Granted, there were some unexpected developments – a confusing property reassessment, for example – that may have complicated the county’s financial picture and contributed to a shortfall. But conceding that is merely to say that nobody should make binding promises – especially not four years’ worth – into an unknown future.

Memphis Mayor Willie Herenton pulled rabbits out of the City of Memphis’ financial hat last week, managing to beef up essential services in some sectors without scraping any bone in others. Governor Don Sundquist got his austerity budget out of the way last year and was able to serve up some pork this year.

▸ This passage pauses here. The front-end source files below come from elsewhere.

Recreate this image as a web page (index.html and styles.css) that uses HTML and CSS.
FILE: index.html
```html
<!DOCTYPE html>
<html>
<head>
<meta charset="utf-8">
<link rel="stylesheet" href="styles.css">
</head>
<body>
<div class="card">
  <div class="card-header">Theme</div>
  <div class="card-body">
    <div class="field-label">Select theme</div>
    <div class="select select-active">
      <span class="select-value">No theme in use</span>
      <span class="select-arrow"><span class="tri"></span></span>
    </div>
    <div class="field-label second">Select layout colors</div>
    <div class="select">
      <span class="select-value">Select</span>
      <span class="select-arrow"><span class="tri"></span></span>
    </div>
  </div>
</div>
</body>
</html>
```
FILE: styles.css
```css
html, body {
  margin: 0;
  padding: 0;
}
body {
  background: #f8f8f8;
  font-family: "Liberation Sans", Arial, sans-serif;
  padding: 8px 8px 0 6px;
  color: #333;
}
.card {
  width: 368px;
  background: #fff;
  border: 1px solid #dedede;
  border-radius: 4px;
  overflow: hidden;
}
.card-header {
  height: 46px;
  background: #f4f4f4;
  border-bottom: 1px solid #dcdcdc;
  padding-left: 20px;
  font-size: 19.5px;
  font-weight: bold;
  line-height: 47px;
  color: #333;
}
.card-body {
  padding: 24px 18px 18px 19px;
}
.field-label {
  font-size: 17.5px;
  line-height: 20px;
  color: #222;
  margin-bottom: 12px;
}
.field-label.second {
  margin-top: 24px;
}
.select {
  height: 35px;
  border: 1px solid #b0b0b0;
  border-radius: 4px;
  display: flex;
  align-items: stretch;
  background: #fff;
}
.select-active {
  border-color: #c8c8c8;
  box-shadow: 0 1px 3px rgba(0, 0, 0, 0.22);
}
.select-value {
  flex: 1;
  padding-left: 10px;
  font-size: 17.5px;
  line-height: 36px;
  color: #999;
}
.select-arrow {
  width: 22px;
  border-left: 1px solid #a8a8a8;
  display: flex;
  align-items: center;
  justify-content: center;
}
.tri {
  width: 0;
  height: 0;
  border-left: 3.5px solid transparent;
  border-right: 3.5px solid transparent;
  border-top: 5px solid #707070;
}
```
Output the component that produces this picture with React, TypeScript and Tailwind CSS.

After years of unmanageable mega-deficits at the federal level, President Clinton could actually boast a surplus this year, and much of the national debate has focused on what to do with the resultant windfall.

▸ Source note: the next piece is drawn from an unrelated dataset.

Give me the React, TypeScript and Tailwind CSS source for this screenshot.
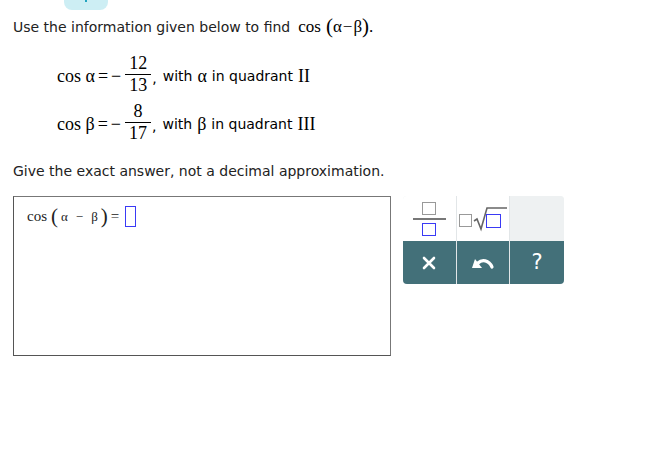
const Frac = ({ top, bottom }: { top: string; bottom: string }) => (
  <span className="ml-[4px] inline-flex flex-col items-center">
    <span className="px-[4px] leading-[22px]">{top}</span>
    <span className="h-px w-full bg-black" />
    <span className="px-[4px] leading-[20px]">{bottom}</span>
  </span>
)

const Given = ({ top, bottom, sym, quad }: { top: string; bottom: string; sym: string; quad: string }) => (
  <div className="flex items-center font-['Liberation_Serif'] text-[18px] text-black">
    <span className="mt-[6px]">cos {sym}</span>
    <span className="ml-[3px] mt-[6px]">=</span>
    <span className="ml-[3px] mt-[6px]">−</span>
    <Frac top={top} bottom={bottom} />
    <span className="ml-[1px] mt-[10px] font-['DejaVu_Sans'] text-[14px]">,</span>
    <span className="ml-[6px] mt-[6px] font-['DejaVu_Sans'] text-[14px]">with</span>
    <span className="ml-[5px] mt-[6px]">{sym}</span>
    <span className="ml-[5px] mt-[6px] font-['DejaVu_Sans'] text-[14px]">in quadrant</span>
    <span className="ml-[5px] mt-[6px]">{quad}</span>
  </div>
)

const EmptyBox = ({ className }: { className: string }) => (
  <span className={`inline-block border ${className}`} />
)

const App = () => {
  return (
    <div className="h-[473px] w-[650px] bg-white font-['DejaVu_Sans'] text-[14px] text-[#222]">
      <div className="ml-[64px] flex h-[10px] w-[44px] justify-center rounded-b-[8px] bg-[#cdeef4]">
        <span className="h-[2px] w-[2px] bg-[#21a3bf]" />
      </div>
      <div className="ml-[13px] mt-[6px] flex h-[22px] items-center">
        <span>Use the information given below to find</span>
        <span className="ml-[8px] flex items-center font-['Liberation_Serif'] text-[17px] text-black">
          <span>cos</span>
          <span className="ml-[5px] text-[21px]">(</span>
          <span>α</span>
          <span className="mx-[1px]">−</span>
          <span>β</span>
          <span className="text-[21px]">)</span>
          <span>.</span>
        </span>
      </div>
      <div className="ml-[57px] mt-[14px] flex flex-col gap-[5px]">
        <Given top="12" bottom="13" sym="α" quad="II" />
        <Given top="8" bottom="17" sym="β" quad="III" />
      </div>
      <p className="ml-[13px] mt-[18px] leading-[20px]">Give the exact answer, not a decimal approximation.</p>
      <div className="mt-[15px] flex items-start gap-[12px] pl-[13px]">
        <div className="h-[160px] w-[378px] border border-[#777] border-b-[#555] border-l-[#555] px-[13px] pt-[8px]">
          <div className="flex items-center font-['Liberation_Serif'] text-[15px] text-[#222]">
            <span>cos</span>
            <span className="ml-[4px] text-[21px] leading-none">(</span>
            <span className="ml-[3px] text-[13px]">α</span>
            <span className="mx-[8px] text-[13px]">−</span>
            <span className="text-[13px]">β</span>
            <span className="ml-[3px] text-[21px] leading-none">)</span>
            <span className="ml-[3px]">=</span>
            <EmptyBox className="ml-[6px] h-[21px] w-[11px] border-[#3a3af5]" />
          </div>
        </div>
        <div className="grid w-[161px] grid-cols-3 overflow-hidden rounded-[4px] bg-[#eef1f2]">
          <div className="flex h-[45px] flex-col items-center justify-center gap-[3px] border-r border-[#e2e6e8] bg-white">
            <EmptyBox className="h-[13px] w-[14px] border-[#999]" />
            <span className="h-[2px] w-[33px] bg-[#777]" />
            <EmptyBox className="h-[13px] w-[14px] border-[#3a3af5]" />
          </div>
          <div className="flex h-[45px] items-center justify-center border-r border-[#e2e6e8] bg-white">
            <EmptyBox className="mt-[3px] h-[13px] w-[13px] border-[#999]" />
            <svg width="34" height="26" viewBox="0 0 34 26" className="ml-[1px]">
              <path d="M1 15 L4 13 L8 23 L14 2 L34 2" fill="none" stroke="#666" strokeWidth="1.6" />
              <rect x="13.5" y="8.5" width="14" height="13" fill="none" stroke="#3a3af5" strokeWidth="1" />
            </svg>
          </div>
          <div className="h-[45px] bg-[#eef1f2]" />
          <button className="flex h-[43px] items-center justify-center border-r border-[#e2e6e8] bg-[#437079] text-white">
            <svg width="14" height="14" viewBox="0 0 14 14">
              <path d="M2 2 L12 12 M12 2 L2 12" stroke="white" strokeWidth="2.6" strokeLinecap="round" />
            </svg>
          </button>
          <button className="flex h-[43px] items-center justify-center border-r border-[#e2e6e8] bg-[#437079] text-white">
            <svg width="24" height="14" viewBox="0 0 24 14">
              <path d="M21 11 C18 4 11 3 7 7" fill="none" stroke="white" strokeWidth="3.2" strokeLinecap="round" />
              <path d="M1 12 L11 12 L4 3 Z" fill="white" />
            </svg>
          </button>
          <button className="flex h-[43px] items-center justify-center bg-[#437079] font-['DejaVu_Sans'] text-[21px] text-white">
            ?
          </button>
        </div>
      </div>
    </div>
  )
}

export default App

All the aforementioned chief executives profited from a booming economy, of course, but so should Mayor Rout have. We have never doubted the county mayor’s sensitivity, integrity, or ability – and we welcome several of his new initiatives to adjust the way in which city and county share the costs of basic public services.

But we’d just as soon that he take a little time away from his current round of patting himself on the back to take an honest Mea Culpa concerning the present shortfall. And we’re pleased that – so far at least – he isn’t making any rash promises about holding the line on taxes for the next four years.

Get It Together

It isn’t hard to see why Memphis and Shelby County get treated as stepchildren by the General Assembly when the members of our county’s delegation insist on acting, not like a unified family, but like orphans at war with each other. Issue after issue in the just-concluded legislative session turned on the unpleasant realities of city-vs.-county or Democrats-vs.-Republicans or even blacks-vs.-whites. A state lottery, retention of the state Racing Commission to oversee a promised new track, authority for the county commission to redistribute state school money between city and county systems, fiscal relief for endangered institutions like Shelby State Community College: All these fell victim to one or another civil war in the Shelby County delegation.

We all know the old saw: With friends like these, who needs enemies?